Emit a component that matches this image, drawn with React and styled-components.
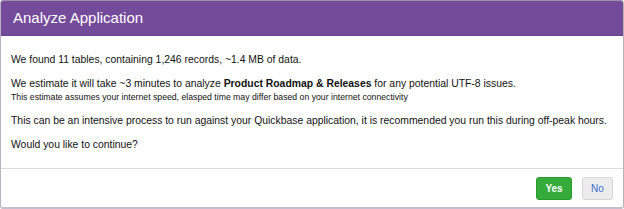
import React from 'react'
import styled, { createGlobalStyle } from 'styled-components'

const GlobalStyle = createGlobalStyle`
	html, body {
		margin: 0;
		padding: 0;
		background: #ffffff;
	}
	body {
		font-family: 'Liberation Sans', Arial, sans-serif;
	}
`

const App = () => {
	return (
		<>
			<GlobalStyle />
			<StyledDialog>
				<StyledHeader>Analyze Application</StyledHeader>
				<StyledBody>
					<StyledText>We found 11 tables, containing 1,246 records, ~1.4 MB of data.</StyledText>
					<StyledText>
						We estimate it will take ~3 minutes to analyze <b>Product Roadmap &amp; Releases</b> for any potential UTF-8 issues.
						<StyledNote>This estimate assumes your internet speed, elasped time may differ based on your internet connectivity</StyledNote>
					</StyledText>
					<StyledText>This can be an intensive process to run against your Quickbase application, it is recommended you run this during off-peak hours.</StyledText>
					<StyledText>Would you like to continue?</StyledText>
				</StyledBody>
				<StyledFooter>
					<StyledButton variant='yes'>Yes</StyledButton>
					<StyledButton variant='no'>No</StyledButton>
				</StyledFooter>
			</StyledDialog>
		</>
	)
}

const StyledDialog = styled.div`
	width: 624px;
	height: 209px;
	box-sizing: border-box;
	border: 1px solid #b9b3c6;
	border-top-color: #9b93a8;
	border-right-color: #b5b5b5;
	border-bottom: 2px solid #c4bfd0;
	border-radius: 3px;
	display: flex;
	flex-direction: column;
	overflow: hidden;
	background: #fff;
`

const StyledHeader = styled.div`
	height: 34px;
	flex-shrink: 0;
	background: #744a9a;
	border-bottom: 1px solid #6a4290;
	color: #ffffff;
	font-size: 15px;
	line-height: 34px;
	padding-left: 12px;
`

const StyledBody = styled.div`
	padding: 18px 4px 0 10px;
	height: 133px;
	box-sizing: border-box;
	flex-shrink: 0;
	color: #111;
	font-size: 10.4px;
	line-height: 12px;
	white-space: nowrap;
	border-bottom: 1px solid #dcd8e2;
`

const StyledText = styled.p`
	margin: 0 0 12px;
	b {
		font-weight: bold;
	}
`

const StyledNote = styled.span`
	display: block;
	font-size: 8.7px;
	line-height: 12px;
	margin-top: 1px;
`

const StyledFooter = styled.div`
	flex: 1;
	display: flex;
	justify-content: flex-end;
	align-items: center;
	gap: 10px;
	padding-right: 10px;
`

const StyledButton = styled.button`
	height: 23px;
	box-sizing: border-box;
	border-radius: 3px;
	font-family: 'Liberation Sans', Arial, sans-serif;
	font-size: 10px;
	font-weight: ${(p) => (p.variant === 'yes' ? 'bold' : 'normal')};
	padding: 0;
	width: ${(p) => (p.variant === 'yes' ? '36px' : '31px')};
	color: ${(p) => (p.variant === 'yes' ? '#ffffff' : '#3a6fcf')};
	background: ${(p) => (p.variant === 'yes' ? '#35ab3b' : '#ececec')};
	border: 1px solid ${(p) => (p.variant === 'yes' ? '#2a9a30' : '#d6d6d6')};
	cursor: pointer;
`

export default App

========

▶ [Task goal]
Transcribe all the data word for word; the images stay out.

▶ [Task result]
Emit a component that matches this image, drawn with React and styled-components.
import React from 'react'
import styled, { createGlobalStyle } from 'styled-components'

const GlobalStyle = createGlobalStyle`
	html, body {
		margin: 0;
		padding: 0;
		background: #ffffff;
	}
	body {
		font-family: 'Liberation Sans', Arial, sans-serif;
	}
`

const App = () => {
	return (
		<>
			<GlobalStyle />
			<StyledDialog>
				<StyledHeader>Analyze Application</StyledHeader>
				<StyledBody>
					<StyledText>We found 11 tables, containing 1,246 records, ~1.4 MB of data.</StyledText>
					<StyledText>
						We estimate it will take ~3 minutes to analyze <b>Product Roadmap &amp; Releases</b> for any potential UTF-8 issues.
						<StyledNote>This estimate assumes your internet speed, elasped time may differ based on your internet connectivity</StyledNote>
					</StyledText>
					<StyledText>This can be an intensive process to run against your Quickbase application, it is recommended you run this during off-peak hours.</StyledText>
					<StyledText>Would you like to continue?</StyledText>
				</StyledBody>
				<StyledFooter>
					<StyledButton variant='yes'>Yes</StyledButton>
					<StyledButton variant='no'>No</StyledButton>
				</StyledFooter>
			</StyledDialog>
		</>
	)
}

const StyledDialog = styled.div`
	width: 624px;
	height: 209px;
	box-sizing: border-box;
	border: 1px solid #b9b3c6;
	border-top-color: #9b93a8;
	border-right-color: #b5b5b5;
	border-bottom: 2px solid #c4bfd0;
	border-radius: 3px;
	display: flex;
	flex-direction: column;
	overflow: hidden;
	background: #fff;
`

const StyledHeader = styled.div`
	height: 34px;
	flex-shrink: 0;
	background: #744a9a;
	border-bottom: 1px solid #6a4290;
	color: #ffffff;
	font-size: 15px;
	line-height: 34px;
	padding-left: 12px;
`

const StyledBody = styled.div`
	padding: 18px 4px 0 10px;
	height: 133px;
	box-sizing: border-box;
	flex-shrink: 0;
	color: #111;
	font-size: 10.4px;
	line-height: 12px;
	white-space: nowrap;
	border-bottom: 1px solid #dcd8e2;
`

const StyledText = styled.p`
	margin: 0 0 12px;
	b {
		font-weight: bold;
	}
`

const StyledNote = styled.span`
	display: block;
	font-size: 8.7px;
	line-height: 12px;
	margin-top: 1px;
`

const StyledFooter = styled.div`
	flex: 1;
	display: flex;
	justify-content: flex-end;
	align-items: center;
	gap: 10px;
	padding-right: 10px;
`

const StyledButton = styled.button`
	height: 23px;
	box-sizing: border-box;
	border-radius: 3px;
	font-family: 'Liberation Sans', Arial, sans-serif;
	font-size: 10px;
	font-weight: ${(p) => (p.variant === 'yes' ? 'bold' : 'normal')};
	padding: 0;
	width: ${(p) => (p.variant === 'yes' ? '36px' : '31px')};
	color: ${(p) => (p.variant === 'yes' ? '#ffffff' : '#3a6fcf')};
	background: ${(p) => (p.variant === 'yes' ? '#35ab3b' : '#ececec')};
	border: 1px solid ${(p) => (p.variant === 'yes' ? '#2a9a30' : '#d6d6d6')};
	cursor: pointer;
`

export default App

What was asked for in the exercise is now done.